Rice’s Department of Art History will hold a lecture, “‘Race,’ Racism and Representation in Roman Art: Aethiopians in the Visual Arts of the Roman World,” at Fondren Library Oct. 26.
The lecture will feature Sinclair Bell, professor of art history at Northern Illinois University, and will be moderated by Sophie Crawford-Brown, assistant professor of art history and director of the Ancient Mediterranean Civilizations Program at Rice.
Bell’s work explores the visual and material culture of the Roman Empire that provides a record of encounters with or simply imaginings of foreign peoples. Bell shows how these images render visible complex formulations of ethnicity, social hierarchies and power, according to event organizers.
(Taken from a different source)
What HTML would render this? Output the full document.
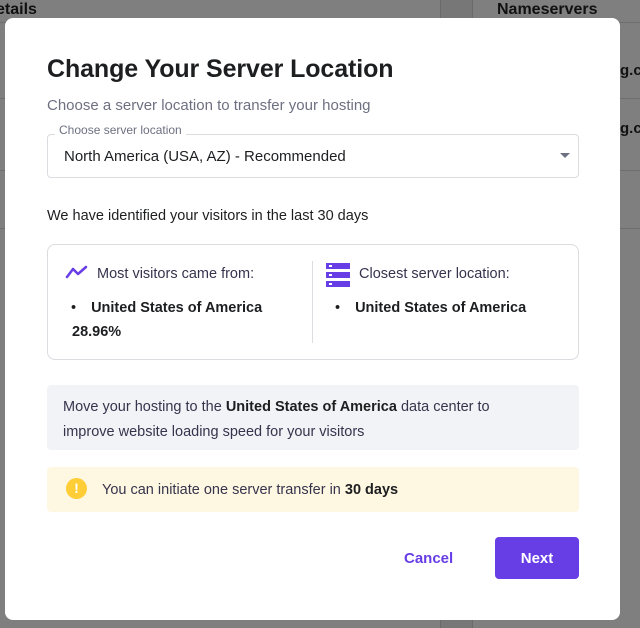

The lecture also surveys the ways in which imperial artists represented the peoples whom the Romans referred to as Aethiopians or Nubians (Black Africans) in a variety of visual media. It considers how and why these works have been misinterpreted or sometimes altogether ignored by ancient art historians and proposes new ways of integrating them into future, critical histories of Roman art.
“It is particularly exciting to be co-hosting this event across multiple departments and programs at Rice,” Crawford-Brown said. “This speaks to the truly interdisciplinary nature of Dr. Bell’s work and the ways in which the study of the ancient world still holds urgent relevance for contemporary life. We are not the first to be living in an interconnected world.
“Dr. Bell’s research mines the deep history of how humans have visually represented foreign peoples and explores the complex and often violent forms this has taken over millennia.”
Bell has taught at Northern Illinois since 2008. He studied classical languages, ancient history and classical art and archaeology at Wake Forest University, the University of Oxford, University of Cologne and University of Edinburgh, from which he received his doctorate in classics in 2004. His research focuses on Etruscan Italy and imperial Rome and its provinces with particular interest in sport and spectacle, the child and family, enslaved and freed persons and the representation of race.
The event is co-sponsored by Rice’s Department of Art History, Department of Modern and Classical Literatures and Cultures, Center for African and African American Studies and Ancient Mediterranean Civilizations Program.
The lecture will be at 4 p.m. in the Kyle Morrow Room on the third floor of Fondren. It is free and open to the public.